» **Information provided**:
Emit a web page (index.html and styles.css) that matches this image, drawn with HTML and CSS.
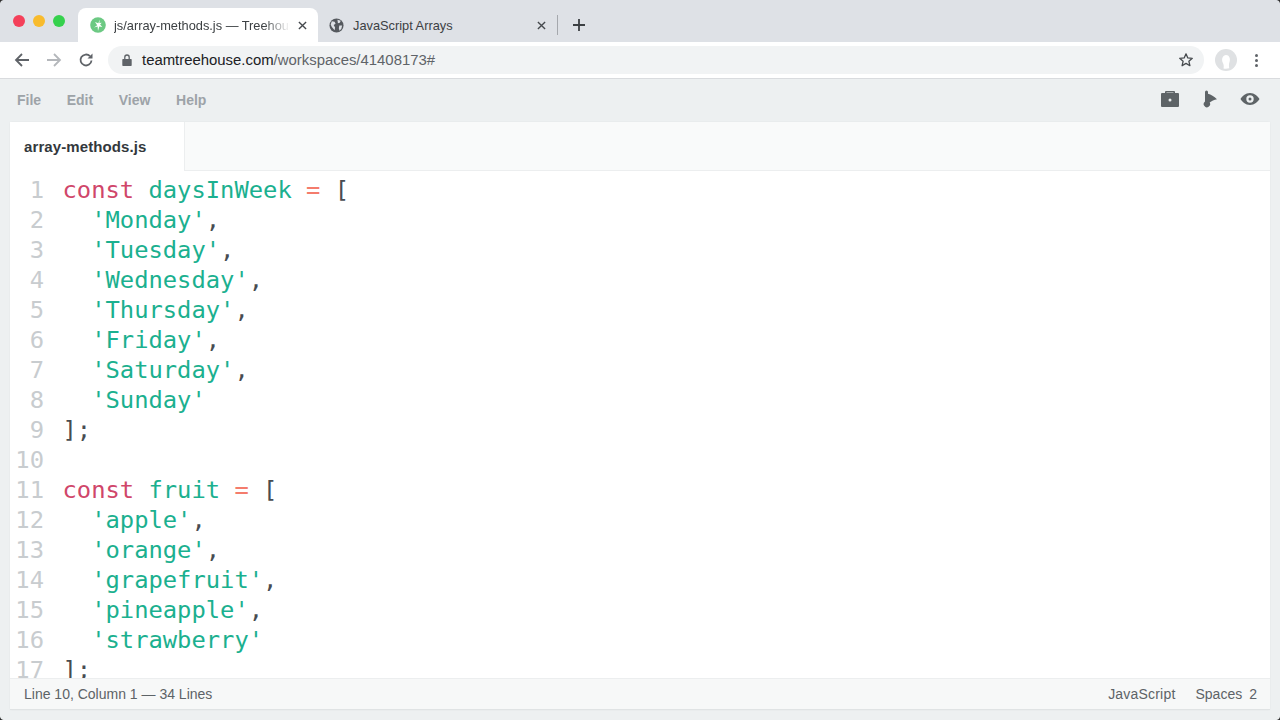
FILE: index.html
```html
<!DOCTYPE html>
<html lang="en">
<head>
<meta charset="utf-8">
<title>js/array-methods.js — Treehouse</title>
<link rel="stylesheet" href="styles.css">
</head>
<body>
<div class="page">
  <header class="tabstrip">
    <div class="lights"><span class="light red"></span><span class="light yellow"></span><span class="light green"></span></div>
    <div class="tab active">
      <svg class="favicon" viewBox="0 0 16 16"><circle cx="8" cy="8" r="7.800" fill="#6cc983"/><path d="M9.800 2.500L8.300 6.300 5 5l2.200 3.200L4 10.500l3.600-.9L8 14l1.300-4.600 3 .6-2.200-2.500 1.600-1.800-2.300.4z" fill="#fff"/></svg>
      <span class="tab-title fade">js/array-methods.js — Treehouse</span>
      <svg class="close" viewBox="0 0 10 10"><path d="M1 1l8 8M9 1l-8 8"/></svg>
    </div>
    <div class="tab inactive">
      <svg class="globe" viewBox="0 0 16 16"><circle cx="8" cy="8" r="7.500" fill="#55595e"/><path d="M3 3.500l3 .5 1 2-2 1.500 1.500 2.500-.5 3L3 9.500 1.800 7zM9 1.800l3.500 1-1 2.200-2 .5zM11 8h3l-.8 3.500-2 2-.7-2.500z" fill="#dee1e6"/></svg>
      <span class="tab-title">JavaScript Arrays</span>
      <svg class="close" viewBox="0 0 10 10"><path d="M1 1l8 8M9 1l-8 8"/></svg>
    </div>
    <span class="tab-sep"></span>
    <svg class="newtab" viewBox="0 0 12 12"><path d="M6 0v12M0 6h12"/></svg>
  </header>

  <nav class="toolbar">
    <svg class="nav-icon" viewBox="0 0 16 16"><path d="M15 8H2M8 2L2 8l6 6"/></svg>
    <svg class="nav-icon dim" viewBox="0 0 16 16"><path d="M1 8h13M8 2l6 6-6 6"/></svg>
    <svg class="nav-icon reload" viewBox="0 0 16 16"><path d="M13.500 8.500A5.500 5.500 0 1 1 12 4.200"/><path class="solid" d="M14.500 1.500v5h-5z"/></svg>
    <div class="omnibox">
      <svg class="lock" viewBox="0 0 10 12"><path d="M1 5h8a.7.7 0 0 1 .7.7v5.600a.7.7 0 0 1-.7.7H1a.7.7 0 0 1-.7-.7V5.700A.7.7 0 0 1 1 5z" fill="#5f6368"/><path d="M2.800 5V3.200a2.200 2.200 0 0 1 4.400 0V5" fill="none" stroke="#5f6368" stroke-width="1.300"/></svg>
      <span class="url"><span class="host">teamtreehouse.com</span>/workspaces/41408173#</span>
      <svg class="star" viewBox="0 0 16 16"><path d="M8 1.800l1.800 4.100 4.500.4-3.400 3 1 4.400L8 11.400l-3.900 2.300 1-4.400-3.400-3 4.500-.4z"/></svg>
    </div>
    <div class="avatar"><svg viewBox="0 0 22 22"><circle cx="11" cy="11" r="11" fill="#dfe1e3"/><path d="M8.500 19.500c.5-2 .3-4-.8-6-1.500-3.500.2-7.500 3.300-7.500s4.800 3.500 3.500 7c-.7 2-.7 4-.2 6.300-1.800.5-4 .6-5.800.2z" fill="#fff"/></svg></div>
    <div class="kebab"><i></i><i></i><i></i></div>
  </nav>

  <main class="workspace">
    <div class="menubar">
      <ul class="menu"><li>File</li><li>Edit</li><li>View</li><li>Help</li></ul>
      <div class="tools">
        <svg viewBox="0 0 20 18"><path fill-rule="evenodd" d="M6 1h8a1 1 0 0 1 1 1v1h3a1 1 0 0 1 1 1v12a1 1 0 0 1-1 1H2a1 1 0 0 1-1-1V4a1 1 0 0 1 1-1h3V2a1 1 0 0 1 1-1zM6.500 2.500V3h7v-.5zM10 8.500a1.500 1.500 0 1 0 0 3 1.500 1.500 0 0 0 0-3z"/></svg>
        <svg viewBox="0 0 20 18"><path d="M5 2a1.500 1.500 0 0 1 3 0v1.800c3 .6 6 2.700 9 5.400-2.800.4-5.500 1.700-7.300 3.300A3.200 3.200 0 1 1 5 11.500z"/></svg>
        <svg viewBox="0 0 20 18"><path fill-rule="evenodd" d="M10 3c4.500 0 8 3.300 9.500 6-1.500 2.700-5 6-9.500 6S2 11.700.5 9C2 6.300 5.500 3 10 3zm0 2.300a3.700 3.700 0 1 0 0 7.400 3.700 3.700 0 0 0 0-7.400zM10 7.500a1.500 1.500 0 1 1 0 3 1.500 1.500 0 0 1 0-3z"/></svg>
      </div>
    </div>

    <section class="panel">
      <div class="filetabs">
        <div class="filetab">array-methods.js</div>
      </div>
      <div class="code">
        <div class="line"><span class="ln">1</span><code class="src"><span class="kw">const</span> <span class="st">daysInWeek</span> <span class="op">=</span> [</code></div>
        <div class="line"><span class="ln">2</span><code class="src">  <span class="st">'Monday'</span>,</code></div>
        <div class="line"><span class="ln">3</span><code class="src">  <span class="st">'Tuesday'</span>,</code></div>
        <div class="line"><span class="ln">4</span><code class="src">  <span class="st">'Wednesday'</span>,</code></div>
        <div class="line"><span class="ln">5</span><code class="src">  <span class="st">'Thursday'</span>,</code></div>
        <div class="line"><span class="ln">6</span><code class="src">  <span class="st">'Friday'</span>,</code></div>
        <div class="line"><span class="ln">7</span><code class="src">  <span class="st">'Saturday'</span>,</code></div>
        <div class="line"><span class="ln">8</span><code class="src">  <span class="st">'Sunday'</span></code></div>
        <div class="line"><span class="ln">9</span><code class="src">];</code></div>
        <div class="line"><span class="ln">10</span><code class="src"></code></div>
        <div class="line"><span class="ln">11</span><code class="src"><span class="kw">const</span> <span class="st">fruit</span> <span class="op">=</span> [</code></div>
        <div class="line"><span class="ln">12</span><code class="src">  <span class="st">'apple'</span>,</code></div>
        <div class="line"><span class="ln">13</span><code class="src">  <span class="st">'orange'</span>,</code></div>
        <div class="line"><span class="ln">14</span><code class="src">  <span class="st">'grapefruit'</span>,</code></div>
        <div class="line"><span class="ln">15</span><code class="src">  <span class="st">'pineapple'</span>,</code></div>
        <div class="line"><span class="ln">16</span><code class="src">  <span class="st">'strawberry'</span></code></div>
        <div class="line"><span class="ln">17</span><code class="src">];</code></div>
      </div>
      <footer class="statusbar">
        <span>Line 10, Column 1 — 34 Lines</span>
        <span class="status-right"><span class="lang">JavaScript</span><span class="spaces"><span>Spaces</span><span>2</span></span></span>
      </footer>
    </section>
  </main>
</div>
</body>
</html>
```

FILE: styles.css
```css
* { box-sizing: border-box; }
html, body { margin: 0; height: 100%; overflow: hidden; }
body { font-family: "Liberation Sans", Arial, sans-serif; background: #edf0f1; }
.page { position: relative; width: 1280px; height: 720px; display: flex; flex-direction: column; overflow: hidden; }
.page::after {
  content: "";
  position: absolute;
  inset: 0;
  pointer-events: none;
  background:
    radial-gradient(circle at 100% 100%, transparent 3.500px, #2b2b2b 4.500px) 0 0 / 4px 4px no-repeat,
    radial-gradient(circle at 0 100%, transparent 3.500px, #2b2b2b 4.500px) 100% 0 / 4px 4px no-repeat,
    radial-gradient(circle at 100% 0, transparent 3.500px, #2b2b2b 4.500px) 0 100% / 4px 4px no-repeat,
    radial-gradient(circle at 0 0, transparent 3.500px, #2b2b2b 4.500px) 100% 100% / 4px 4px no-repeat;
}

.tabstrip { height: 42px; flex: none; background: #dee1e6; display: flex; align-items: flex-end; }
.lights { width: 78px; height: 42px; padding: 15px 0 0 13px; display: flex; gap: 8px; flex: none; }
.light { width: 12px; height: 12px; border-radius: 50%; }
.red { background: #f4405a; }
.yellow { background: #f8bb2d; }
.green { background: #35d14d; }
.tab { height: 34px; display: flex; align-items: center; flex: none; font-size: 12.800px; color: #3c4043; }
.tab.active { width: 240px; background: #fff; border-radius: 8px 8px 0 0; padding: 0 11px 0 12px; }
.tab.inactive { width: 232px; padding: 0 4px 0 11px; }
.favicon { width: 16px; height: 16px; flex: none; margin-right: 8px; }
.globe { width: 15px; height: 15px; flex: none; margin-right: 9px; }
.tab-title { flex: 1; white-space: nowrap; overflow: hidden; min-width: 0; }
.fade { margin-right: 8px; -webkit-mask-image: linear-gradient(to right, #000 85%, transparent 100%); mask-image: linear-gradient(to right, #000 85%, transparent 100%); }
.close { width: 9px; height: 9px; flex: none; fill: none; stroke: #45494d; stroke-width: 1.500; }
.tab-sep { width: 1px; height: 20px; background: #a5a8ad; margin: 0 0 7px 7px; flex: none; }
.newtab { width: 12px; height: 12px; margin: 0 0 11px 15px; fill: none; stroke: #3c4043; stroke-width: 1.800; flex: none; }

.toolbar { height: 37px; flex: none; background: #fff; border-bottom: 1px solid #d9dbde; display: flex; align-items: center; padding: 0 0 0 14px; }
.nav-icon { width: 16px; height: 16px; fill: none; stroke: #5f6368; stroke-width: 1.800; flex: none; margin-right: 16px; }
.nav-icon.dim { stroke: #b4b7bb; }
.nav-icon.reload { margin-right: 14px; }
.solid { fill: #5f6368; stroke: none; }
.omnibox { width: 1096px; height: 28px; background: #f1f3f4; border-radius: 14px; display: flex; align-items: center; padding: 0 10px 0 14px; flex: none; }
.lock { width: 10px; height: 12px; flex: none; margin-right: 10px; }
.url { flex: 1; font-size: 14.900px; color: #5f6368; white-space: nowrap; }
.host { color: #202124; }
.star { width: 16px; height: 16px; fill: none; stroke: #45494d; stroke-width: 1.300; stroke-linejoin: round; flex: none; }
.avatar { width: 22px; height: 22px; margin-left: 11px; flex: none; }
.avatar svg { display: block; width: 22px; height: 22px; }
.kebab { margin-left: 18px; display: flex; flex-direction: column; gap: 2px; }
.kebab i { display: block; width: 3px; height: 3px; border-radius: 50%; background: #5f6368; }

.workspace { flex: 1; display: flex; flex-direction: column; padding: 0 10px 10px; min-height: 0; }
.menubar { height: 43px; flex: none; display: flex; align-items: center; justify-content: space-between; padding-bottom: 2px; }
.menu { list-style: none; margin: 0; padding: 0 0 0 7px; display: flex; gap: 25.600px; font-size: 14px; font-weight: 700; color: #9da3a8; }
.tools { display: flex; gap: 20px; padding-right: 10px; padding-bottom: 2px; }
.tools svg { width: 20px; height: 18px; fill: #5e6467; display: block; }

.panel { flex: 1; background: #fff; display: flex; flex-direction: column; min-height: 0; box-shadow: 0 0 2px rgba(0,0,0,.05); }
.filetabs { height: 49px; flex: none; background: #f9fafa; border-bottom: 1px solid #eceeef; }
.filetab { width: 175px; height: 49px; background: #fff; border-right: 1px solid #eceeef; padding: 0 14px; display: flex; align-items: center; font-size: 15px; font-weight: 700; color: #33383c; letter-spacing: .1px; }

.code { flex: 1; min-height: 0; overflow: hidden; padding-top: 4px; font-family: "DejaVu Sans Mono", monospace; font-size: 23.800px; line-height: 30px; }
.line { height: 30px; display: flex; }
.ln { width: 34px; flex: none; text-align: right; color: #c8cccf; }
.src { font: inherit; color: #484c51; white-space: pre; margin-left: 18.500px; }
.kw { color: #d0466a; }
.st { color: #1bb08f; }
.op { color: #f47c6c; }

.statusbar { height: 32px; flex: none; background: #f7f8f8; border-top: 1px solid #eceeef; border-bottom: 1px solid #e0e3e4; display: flex; align-items: center; justify-content: space-between; padding: 0 13px 1px 14px; font-size: 14px; color: #5d6367; }
.lang { letter-spacing: .2px; }
.status-right { display: flex; gap: 20px; }
.spaces { display: flex; gap: 7px; }
```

» **What the task asks**: Your answer should be a single number: the count of lines in the material above that contain "image".

» **Written reply**: 2